Work out how many lines hold the string "styles". The answer is a single number, nothing more.
#### Supplied material
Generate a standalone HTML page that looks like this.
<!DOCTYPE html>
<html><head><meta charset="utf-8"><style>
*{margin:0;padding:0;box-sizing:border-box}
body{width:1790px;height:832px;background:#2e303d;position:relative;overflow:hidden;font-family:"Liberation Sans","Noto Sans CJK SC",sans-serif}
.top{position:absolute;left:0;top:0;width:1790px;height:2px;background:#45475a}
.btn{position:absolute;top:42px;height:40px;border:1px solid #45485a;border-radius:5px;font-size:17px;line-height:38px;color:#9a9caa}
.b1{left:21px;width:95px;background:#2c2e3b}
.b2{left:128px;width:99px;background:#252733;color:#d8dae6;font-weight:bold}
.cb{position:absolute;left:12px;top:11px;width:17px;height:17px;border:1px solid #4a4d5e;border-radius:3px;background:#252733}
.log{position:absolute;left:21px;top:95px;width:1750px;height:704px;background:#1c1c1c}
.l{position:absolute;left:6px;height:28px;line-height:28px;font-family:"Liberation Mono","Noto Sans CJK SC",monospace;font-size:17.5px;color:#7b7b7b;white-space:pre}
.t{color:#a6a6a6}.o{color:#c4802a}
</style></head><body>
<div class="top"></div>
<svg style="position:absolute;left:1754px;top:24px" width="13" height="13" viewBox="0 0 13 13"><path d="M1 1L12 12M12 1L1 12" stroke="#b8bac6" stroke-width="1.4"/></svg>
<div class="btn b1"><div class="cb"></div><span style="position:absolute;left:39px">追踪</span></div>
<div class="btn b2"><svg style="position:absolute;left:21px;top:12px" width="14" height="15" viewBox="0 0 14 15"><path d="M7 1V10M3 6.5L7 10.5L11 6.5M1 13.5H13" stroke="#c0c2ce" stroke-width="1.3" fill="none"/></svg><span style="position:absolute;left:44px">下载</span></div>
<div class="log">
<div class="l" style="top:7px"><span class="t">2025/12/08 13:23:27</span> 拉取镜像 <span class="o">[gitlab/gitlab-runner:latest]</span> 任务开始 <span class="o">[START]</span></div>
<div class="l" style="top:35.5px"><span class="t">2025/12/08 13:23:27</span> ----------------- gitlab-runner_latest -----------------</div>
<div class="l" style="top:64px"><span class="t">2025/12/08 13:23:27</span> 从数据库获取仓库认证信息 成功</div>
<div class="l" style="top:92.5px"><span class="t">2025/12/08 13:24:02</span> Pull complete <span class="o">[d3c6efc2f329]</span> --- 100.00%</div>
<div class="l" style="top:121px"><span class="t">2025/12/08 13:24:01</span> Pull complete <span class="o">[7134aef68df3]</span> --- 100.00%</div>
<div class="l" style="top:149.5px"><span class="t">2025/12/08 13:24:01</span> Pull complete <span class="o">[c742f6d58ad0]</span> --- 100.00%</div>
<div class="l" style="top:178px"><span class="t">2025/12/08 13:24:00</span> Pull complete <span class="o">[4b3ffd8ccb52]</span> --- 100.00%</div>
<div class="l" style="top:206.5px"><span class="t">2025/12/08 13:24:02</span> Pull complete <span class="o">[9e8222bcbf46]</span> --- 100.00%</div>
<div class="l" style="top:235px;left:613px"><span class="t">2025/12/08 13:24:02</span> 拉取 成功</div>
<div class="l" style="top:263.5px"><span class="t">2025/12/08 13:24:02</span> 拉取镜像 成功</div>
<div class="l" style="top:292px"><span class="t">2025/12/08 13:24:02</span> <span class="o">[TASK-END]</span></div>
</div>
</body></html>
########
#### Supplied material
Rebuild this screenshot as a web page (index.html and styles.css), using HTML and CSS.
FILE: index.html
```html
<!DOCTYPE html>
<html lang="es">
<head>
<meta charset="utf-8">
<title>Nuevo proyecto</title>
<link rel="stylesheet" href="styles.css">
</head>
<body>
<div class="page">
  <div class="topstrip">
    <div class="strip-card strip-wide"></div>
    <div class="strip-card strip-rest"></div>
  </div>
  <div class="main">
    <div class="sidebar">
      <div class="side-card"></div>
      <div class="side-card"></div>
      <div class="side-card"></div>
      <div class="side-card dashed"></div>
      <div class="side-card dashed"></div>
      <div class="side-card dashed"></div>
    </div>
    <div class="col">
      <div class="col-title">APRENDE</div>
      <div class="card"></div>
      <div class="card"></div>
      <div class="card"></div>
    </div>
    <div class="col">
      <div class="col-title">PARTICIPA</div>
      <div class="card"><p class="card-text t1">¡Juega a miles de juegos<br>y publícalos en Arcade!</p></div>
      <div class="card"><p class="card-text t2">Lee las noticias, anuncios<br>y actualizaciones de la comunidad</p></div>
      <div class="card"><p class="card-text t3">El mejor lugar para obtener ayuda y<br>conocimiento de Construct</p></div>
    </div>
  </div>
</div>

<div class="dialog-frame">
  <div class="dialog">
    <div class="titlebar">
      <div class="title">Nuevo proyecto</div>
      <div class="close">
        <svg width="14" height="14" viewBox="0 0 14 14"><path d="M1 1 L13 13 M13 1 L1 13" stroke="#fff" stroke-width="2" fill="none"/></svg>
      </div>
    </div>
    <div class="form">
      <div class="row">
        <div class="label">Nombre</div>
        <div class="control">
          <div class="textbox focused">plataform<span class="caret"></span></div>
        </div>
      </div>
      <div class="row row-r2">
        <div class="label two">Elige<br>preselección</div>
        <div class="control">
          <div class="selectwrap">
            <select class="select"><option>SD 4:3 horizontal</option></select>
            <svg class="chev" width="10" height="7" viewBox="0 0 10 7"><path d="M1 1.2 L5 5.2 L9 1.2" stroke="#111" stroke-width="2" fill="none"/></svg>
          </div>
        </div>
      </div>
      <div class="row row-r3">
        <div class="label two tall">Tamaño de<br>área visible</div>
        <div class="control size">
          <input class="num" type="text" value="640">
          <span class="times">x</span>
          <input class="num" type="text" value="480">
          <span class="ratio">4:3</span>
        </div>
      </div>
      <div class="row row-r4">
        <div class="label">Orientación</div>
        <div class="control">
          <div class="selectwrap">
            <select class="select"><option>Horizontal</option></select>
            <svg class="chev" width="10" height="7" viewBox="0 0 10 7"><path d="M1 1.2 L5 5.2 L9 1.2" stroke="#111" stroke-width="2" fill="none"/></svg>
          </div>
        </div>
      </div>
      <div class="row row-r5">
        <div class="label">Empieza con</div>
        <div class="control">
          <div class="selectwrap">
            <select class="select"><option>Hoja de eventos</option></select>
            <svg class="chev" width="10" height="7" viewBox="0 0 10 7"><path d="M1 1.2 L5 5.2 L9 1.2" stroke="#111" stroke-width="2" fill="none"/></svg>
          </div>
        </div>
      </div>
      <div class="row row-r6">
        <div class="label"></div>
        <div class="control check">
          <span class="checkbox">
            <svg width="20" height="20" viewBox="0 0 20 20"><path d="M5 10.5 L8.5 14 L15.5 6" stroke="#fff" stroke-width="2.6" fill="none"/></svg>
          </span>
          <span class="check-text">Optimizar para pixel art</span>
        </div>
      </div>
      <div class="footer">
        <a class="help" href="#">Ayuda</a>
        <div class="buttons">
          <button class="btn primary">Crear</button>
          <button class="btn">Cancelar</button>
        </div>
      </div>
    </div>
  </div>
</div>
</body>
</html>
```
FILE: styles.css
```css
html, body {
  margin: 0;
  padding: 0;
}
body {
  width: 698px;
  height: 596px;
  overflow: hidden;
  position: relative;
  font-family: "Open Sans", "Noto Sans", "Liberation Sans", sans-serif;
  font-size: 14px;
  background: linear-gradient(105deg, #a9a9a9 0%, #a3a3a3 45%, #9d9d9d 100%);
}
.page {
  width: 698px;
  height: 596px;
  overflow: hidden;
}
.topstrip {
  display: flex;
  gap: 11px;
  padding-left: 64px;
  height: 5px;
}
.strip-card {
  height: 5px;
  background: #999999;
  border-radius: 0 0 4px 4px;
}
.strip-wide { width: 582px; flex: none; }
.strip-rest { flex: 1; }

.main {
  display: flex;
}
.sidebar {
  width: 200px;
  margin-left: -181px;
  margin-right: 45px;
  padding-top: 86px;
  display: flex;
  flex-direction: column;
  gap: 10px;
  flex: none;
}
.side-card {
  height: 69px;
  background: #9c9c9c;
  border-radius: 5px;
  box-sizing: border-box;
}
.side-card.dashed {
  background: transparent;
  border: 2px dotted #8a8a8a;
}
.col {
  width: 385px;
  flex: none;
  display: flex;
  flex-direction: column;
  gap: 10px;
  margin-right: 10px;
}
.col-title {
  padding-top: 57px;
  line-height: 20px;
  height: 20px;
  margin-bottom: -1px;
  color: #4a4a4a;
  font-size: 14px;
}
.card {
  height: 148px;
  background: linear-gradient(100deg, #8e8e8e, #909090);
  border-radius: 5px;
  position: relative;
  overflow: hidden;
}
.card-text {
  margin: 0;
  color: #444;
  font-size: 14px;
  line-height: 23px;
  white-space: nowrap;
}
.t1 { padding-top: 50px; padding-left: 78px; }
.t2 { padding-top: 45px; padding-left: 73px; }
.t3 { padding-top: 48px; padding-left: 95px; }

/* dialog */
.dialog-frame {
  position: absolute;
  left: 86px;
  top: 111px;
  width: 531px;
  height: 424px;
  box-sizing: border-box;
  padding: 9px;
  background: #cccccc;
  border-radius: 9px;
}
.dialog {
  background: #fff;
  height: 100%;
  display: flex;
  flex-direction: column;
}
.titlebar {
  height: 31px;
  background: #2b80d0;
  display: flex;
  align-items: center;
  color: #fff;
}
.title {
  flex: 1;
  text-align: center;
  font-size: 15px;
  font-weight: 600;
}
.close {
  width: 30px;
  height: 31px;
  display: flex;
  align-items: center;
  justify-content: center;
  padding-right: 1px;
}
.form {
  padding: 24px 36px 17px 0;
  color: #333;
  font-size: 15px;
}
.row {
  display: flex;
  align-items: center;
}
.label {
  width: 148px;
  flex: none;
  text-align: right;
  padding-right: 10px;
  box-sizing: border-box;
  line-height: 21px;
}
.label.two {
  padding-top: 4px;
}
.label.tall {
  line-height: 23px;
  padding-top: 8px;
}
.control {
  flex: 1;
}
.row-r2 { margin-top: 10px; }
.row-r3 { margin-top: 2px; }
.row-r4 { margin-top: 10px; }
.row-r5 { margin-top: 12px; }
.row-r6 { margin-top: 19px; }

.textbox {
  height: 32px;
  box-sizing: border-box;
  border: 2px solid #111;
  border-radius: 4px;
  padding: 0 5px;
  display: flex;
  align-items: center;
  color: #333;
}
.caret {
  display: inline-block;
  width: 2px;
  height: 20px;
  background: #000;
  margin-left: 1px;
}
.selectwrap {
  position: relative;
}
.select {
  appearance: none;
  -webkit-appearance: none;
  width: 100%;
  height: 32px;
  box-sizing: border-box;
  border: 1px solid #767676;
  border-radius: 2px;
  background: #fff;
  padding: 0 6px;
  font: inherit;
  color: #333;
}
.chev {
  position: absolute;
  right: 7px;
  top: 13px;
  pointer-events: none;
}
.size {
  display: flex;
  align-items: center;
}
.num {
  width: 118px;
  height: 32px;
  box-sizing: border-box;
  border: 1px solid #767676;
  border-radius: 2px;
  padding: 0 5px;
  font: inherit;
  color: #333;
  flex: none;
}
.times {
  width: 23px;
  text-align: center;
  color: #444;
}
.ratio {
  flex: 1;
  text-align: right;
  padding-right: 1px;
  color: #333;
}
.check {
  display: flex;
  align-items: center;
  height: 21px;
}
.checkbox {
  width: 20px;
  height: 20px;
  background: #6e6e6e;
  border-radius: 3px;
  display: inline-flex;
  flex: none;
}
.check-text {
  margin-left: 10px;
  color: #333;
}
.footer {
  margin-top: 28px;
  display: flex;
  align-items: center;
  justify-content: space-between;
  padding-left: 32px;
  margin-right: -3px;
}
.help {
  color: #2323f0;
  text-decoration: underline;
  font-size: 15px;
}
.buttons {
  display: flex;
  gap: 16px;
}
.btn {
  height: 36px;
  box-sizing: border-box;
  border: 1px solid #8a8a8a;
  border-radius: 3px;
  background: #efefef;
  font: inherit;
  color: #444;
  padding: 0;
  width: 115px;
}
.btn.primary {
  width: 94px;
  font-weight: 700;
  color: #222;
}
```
########
#### Supplied material
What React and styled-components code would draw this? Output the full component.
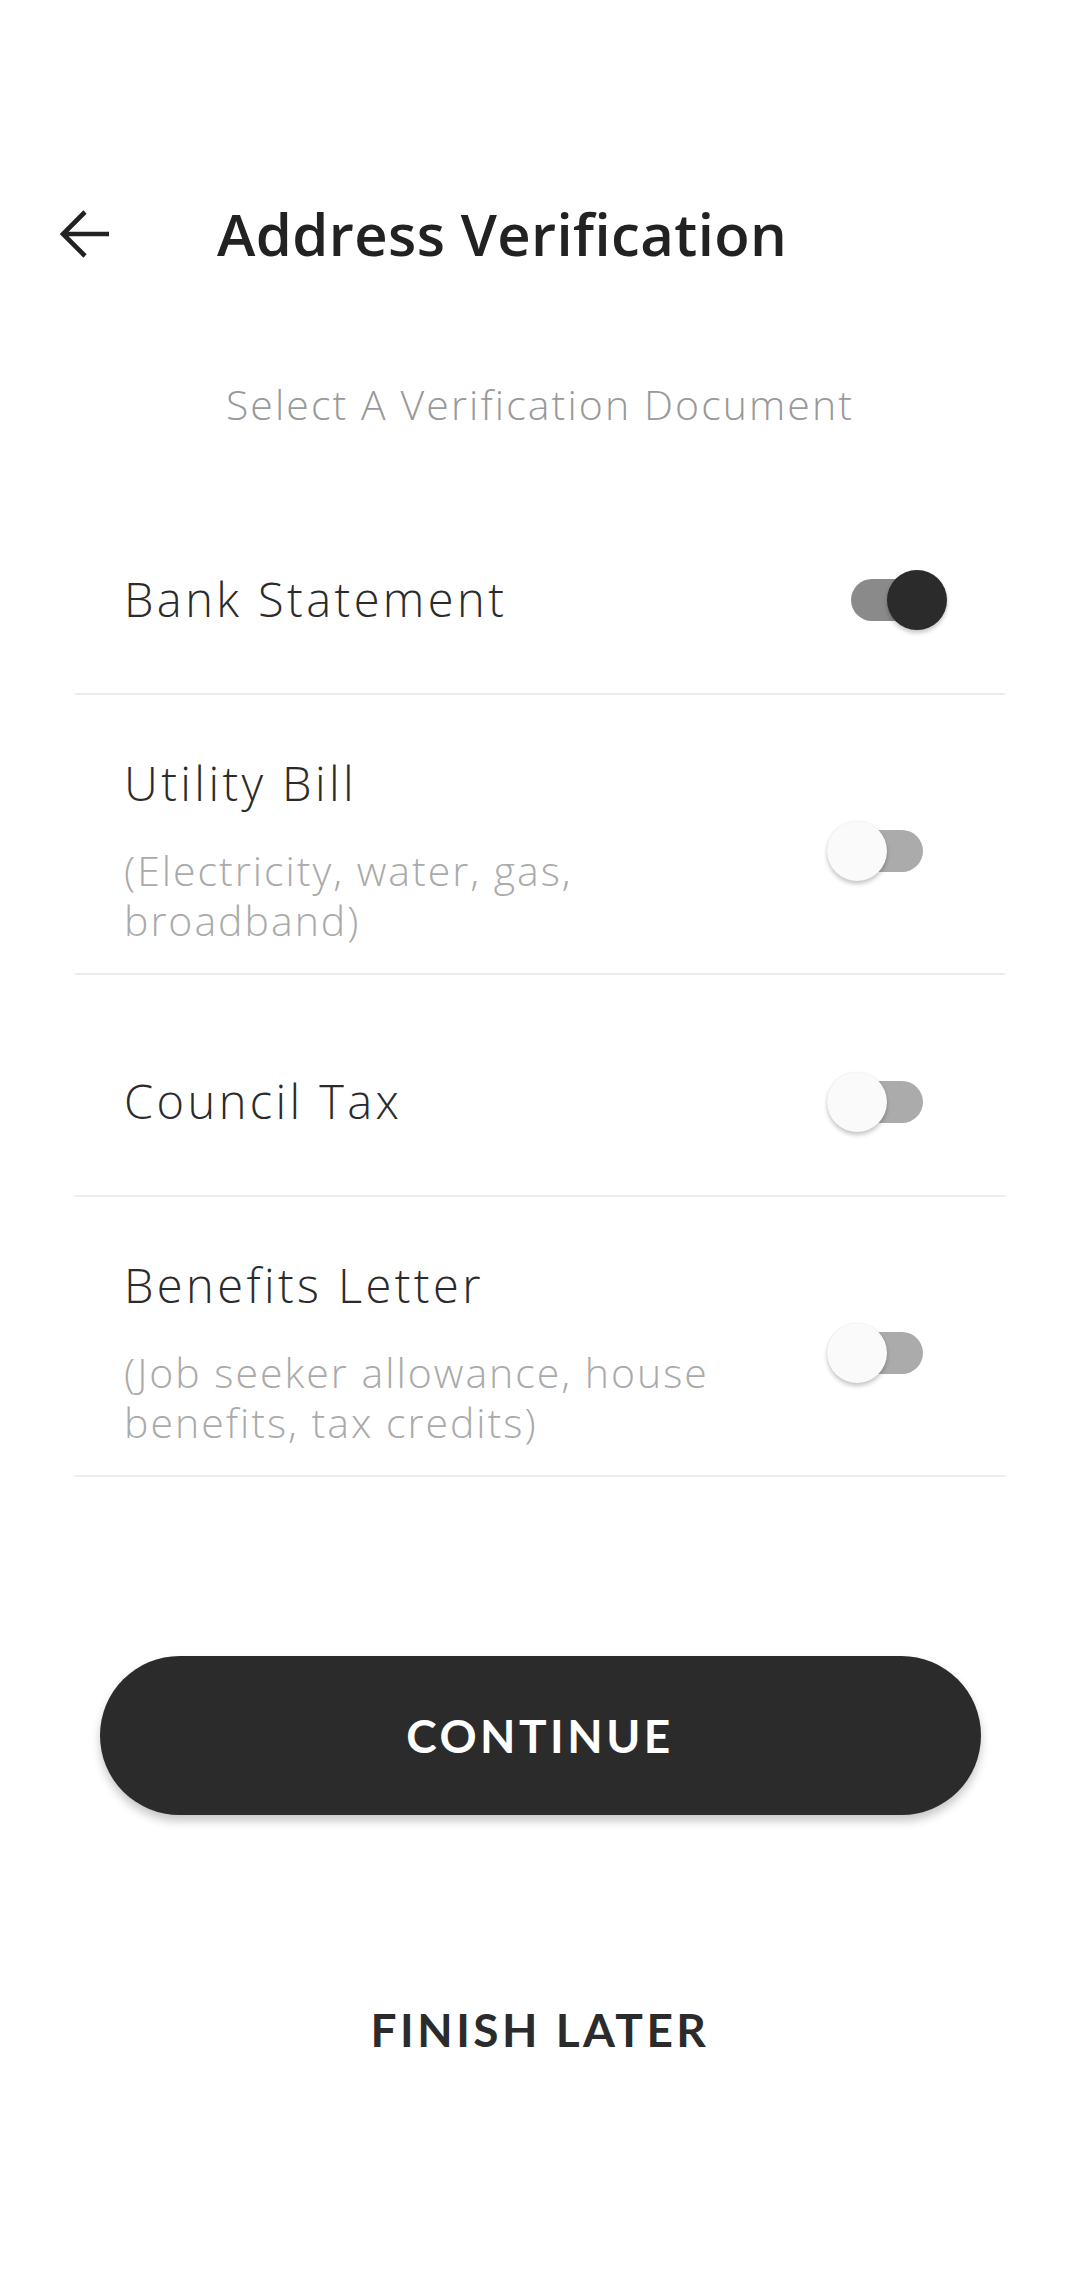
########
— The output —
3